> Problem details:
Strip the pictures and reproduce the rest of the listing exactly.

-------------------------

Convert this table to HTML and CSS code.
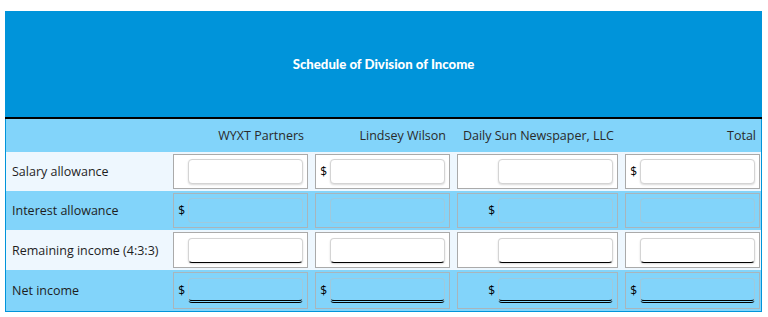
FILE: index.html
```html
<!DOCTYPE html>
<html lang="en">
<head>
    <meta charset="UTF-8">
    <meta name="viewport" content="width=device-width, initial-scale=1.0">
    <title>Schedule of Division of Income</title>
    <link rel="stylesheet" href="styles.css">
</head>
<body>
    <div class="schedule">
        <div class="schedule-title">Schedule of Division of Income</div>

        <div class="row row-head">
            <div class="label"></div>
            <div class="col-head">WYXT Partners</div>
            <div class="col-head">Lindsey Wilson</div>
            <div class="col-head">Daily Sun Newspaper, LLC</div>
            <div class="col-head">Total</div>
        </div>

        <!-- Salary allowance -->
        <div class="row row-light">
            <div class="label">Salary allowance</div>
            <div class="cell"><input class="amount" type="text"></div>
            <div class="cell"><span class="cur">$</span><input class="amount" type="text"></div>
            <div class="cell"><input class="amount" type="text"></div>
            <div class="cell"><span class="cur">$</span><input class="amount" type="text"></div>
        </div>

        <!-- Interest allowance -->
        <div class="row row-blue">
            <div class="label">Interest allowance</div>
            <div class="cell"><span class="cur">$</span><input class="amount" type="text" disabled></div>
            <div class="cell"><input class="amount" type="text" disabled></div>
            <div class="cell"><span class="cur">$</span><input class="amount" type="text" disabled></div>
            <div class="cell"><input class="amount" type="text" disabled></div>
        </div>

        <!-- Remaining income -->
        <div class="row row-light row-tall">
            <div class="label">Remaining income (4:3:3)</div>
            <div class="cell"><input class="amount single" type="text"></div>
            <div class="cell"><input class="amount single" type="text"></div>
            <div class="cell"><input class="amount single" type="text"></div>
            <div class="cell"><input class="amount single" type="text"></div>
        </div>

        <!-- Net income -->
        <div class="row row-blue row-taller">
            <div class="label">Net income</div>
            <div class="cell"><span class="cur">$</span><input class="amount double" type="text" disabled></div>
            <div class="cell"><span class="cur">$</span><input class="amount double" type="text" disabled></div>
            <div class="cell"><span class="cur">$</span><input class="amount double" type="text" disabled></div>
            <div class="cell"><span class="cur">$</span><input class="amount double" type="text" disabled></div>
        </div>
    </div>
</body>
</html>
```

FILE: styles.css
```css
body {
    margin: 0;
    padding: 0;
    background: #fff;
    font-family: 'Open Sans', 'DejaVu Sans', sans-serif;
    font-size: 12.5px;
    color: #1e1e1e;
}

.schedule {
    width: 757px;
    margin: 11px 0 0 5px;
    border: 1px solid #0094da;
    border-top: none;
    box-sizing: border-box;
}

.schedule-title {
    height: 106px;
    background: #0094da;
    color: #fff;
    font-family: Lato, 'Open Sans', sans-serif;
    font-weight: 900;
    font-size: 13.2px;
    display: flex;
    align-items: center;
    justify-content: center;
    border-bottom: 2px solid #000;
    margin: 0 -1px;
}

/* label column + four amount columns */
.row {
    display: grid;
    grid-template-columns: 160px 135px 135px 161px 135px;
    column-gap: 7px;
    padding-right: 1px;
    align-items: stretch;
}

.row-head {
    height: 33px;
    background: #82d4fa;
    align-items: center;
}

.row-light {
    height: 39px;
    background: #eef7fe;
}

.row-blue {
    height: 39px;
    background: #82d4fa;
}

.row-tall {
    height: 40px;
}

.row-taller {
    height: 41px;
}

.col-head {
    text-align: right;
    padding-right: 4px;
    color: #2a2a2a;
}

.label {
    display: flex;
    align-items: center;
    padding-left: 6px;
}

.cell {
    margin: 2px 0;
    border: 1px solid #aaa;
    display: flex;
    align-items: center;
    justify-content: flex-end;
    padding-right: 4px;
}

.row-light .cell {
    background: #fff;
}

.row-blue .cell {
    border-color: #a9b5bb;
}

.cur {
    font-size: 12px;
    color: #000;
    margin-right: 3px;
}

.amount {
    width: 115px;
    height: 25px;
    box-sizing: border-box;
    border: 1px solid #d4d4d4;
    border-radius: 4px;
    background: #fff;
    box-shadow: 0 1px 2px rgba(0, 0, 0, 0.15);
    font: inherit;
    padding: 0 4px;
}

.amount:disabled {
    background: #82d4fa;
    border-color: #9fc9dc;
    box-shadow: none;
}

.amount.single {
    border-bottom: 1.5px solid #000;
}

.amount.double {
    border-bottom: 3px double #000;
}
```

-------------------------

> Task response:
Convert this table to HTML and CSS code.
FILE: index.html
```html
<!DOCTYPE html>
<html lang="en">
<head>
    <meta charset="UTF-8">
    <meta name="viewport" content="width=device-width, initial-scale=1.0">
    <title>Schedule of Division of Income</title>
    <link rel="stylesheet" href="styles.css">
</head>
<body>
    <div class="schedule">
        <div class="schedule-title">Schedule of Division of Income</div>

        <div class="row row-head">
            <div class="label"></div>
            <div class="col-head">WYXT Partners</div>
            <div class="col-head">Lindsey Wilson</div>
            <div class="col-head">Daily Sun Newspaper, LLC</div>
            <div class="col-head">Total</div>
        </div>

        <!-- Salary allowance -->
        <div class="row row-light">
            <div class="label">Salary allowance</div>
            <div class="cell"><input class="amount" type="text"></div>
            <div class="cell"><span class="cur">$</span><input class="amount" type="text"></div>
            <div class="cell"><input class="amount" type="text"></div>
            <div class="cell"><span class="cur">$</span><input class="amount" type="text"></div>
        </div>

        <!-- Interest allowance -->
        <div class="row row-blue">
            <div class="label">Interest allowance</div>
            <div class="cell"><span class="cur">$</span><input class="amount" type="text" disabled></div>
            <div class="cell"><input class="amount" type="text" disabled></div>
            <div class="cell"><span class="cur">$</span><input class="amount" type="text" disabled></div>
            <div class="cell"><input class="amount" type="text" disabled></div>
        </div>

        <!-- Remaining income -->
        <div class="row row-light row-tall">
            <div class="label">Remaining income (4:3:3)</div>
            <div class="cell"><input class="amount single" type="text"></div>
            <div class="cell"><input class="amount single" type="text"></div>
            <div class="cell"><input class="amount single" type="text"></div>
            <div class="cell"><input class="amount single" type="text"></div>
        </div>

        <!-- Net income -->
        <div class="row row-blue row-taller">
            <div class="label">Net income</div>
            <div class="cell"><span class="cur">$</span><input class="amount double" type="text" disabled></div>
            <div class="cell"><span class="cur">$</span><input class="amount double" type="text" disabled></div>
            <div class="cell"><span class="cur">$</span><input class="amount double" type="text" disabled></div>
            <div class="cell"><span class="cur">$</span><input class="amount double" type="text" disabled></div>
        </div>
    </div>
</body>
</html>
```

FILE: styles.css
```css
body {
    margin: 0;
    padding: 0;
    background: #fff;
    font-family: 'Open Sans', 'DejaVu Sans', sans-serif;
    font-size: 12.5px;
    color: #1e1e1e;
}

.schedule {
    width: 757px;
    margin: 11px 0 0 5px;
    border: 1px solid #0094da;
    border-top: none;
    box-sizing: border-box;
}

.schedule-title {
    height: 106px;
    background: #0094da;
    color: #fff;
    font-family: Lato, 'Open Sans', sans-serif;
    font-weight: 900;
    font-size: 13.2px;
    display: flex;
    align-items: center;
    justify-content: center;
    border-bottom: 2px solid #000;
    margin: 0 -1px;
}

/* label column + four amount columns */
.row {
    display: grid;
    grid-template-columns: 160px 135px 135px 161px 135px;
    column-gap: 7px;
    padding-right: 1px;
    align-items: stretch;
}

.row-head {
    height: 33px;
    background: #82d4fa;
    align-items: center;
}

.row-light {
    height: 39px;
    background: #eef7fe;
}

.row-blue {
    height: 39px;
    background: #82d4fa;
}

.row-tall {
    height: 40px;
}

.row-taller {
    height: 41px;
}

.col-head {
    text-align: right;
    padding-right: 4px;
    color: #2a2a2a;
}

.label {
    display: flex;
    align-items: center;
    padding-left: 6px;
}

.cell {
    margin: 2px 0;
    border: 1px solid #aaa;
    display: flex;
    align-items: center;
    justify-content: flex-end;
    padding-right: 4px;
}

.row-light .cell {
    background: #fff;
}

.row-blue .cell {
    border-color: #a9b5bb;
}

.cur {
    font-size: 12px;
    color: #000;
    margin-right: 3px;
}

.amount {
    width: 115px;
    height: 25px;
    box-sizing: border-box;
    border: 1px solid #d4d4d4;
    border-radius: 4px;
    background: #fff;
    box-shadow: 0 1px 2px rgba(0, 0, 0, 0.15);
    font: inherit;
    padding: 0 4px;
}

.amount:disabled {
    background: #82d4fa;
    border-color: #9fc9dc;
    box-shadow: none;
}

.amount.single {
    border-bottom: 1.5px solid #000;
}

.amount.double {
    border-bottom: 3px double #000;
}
```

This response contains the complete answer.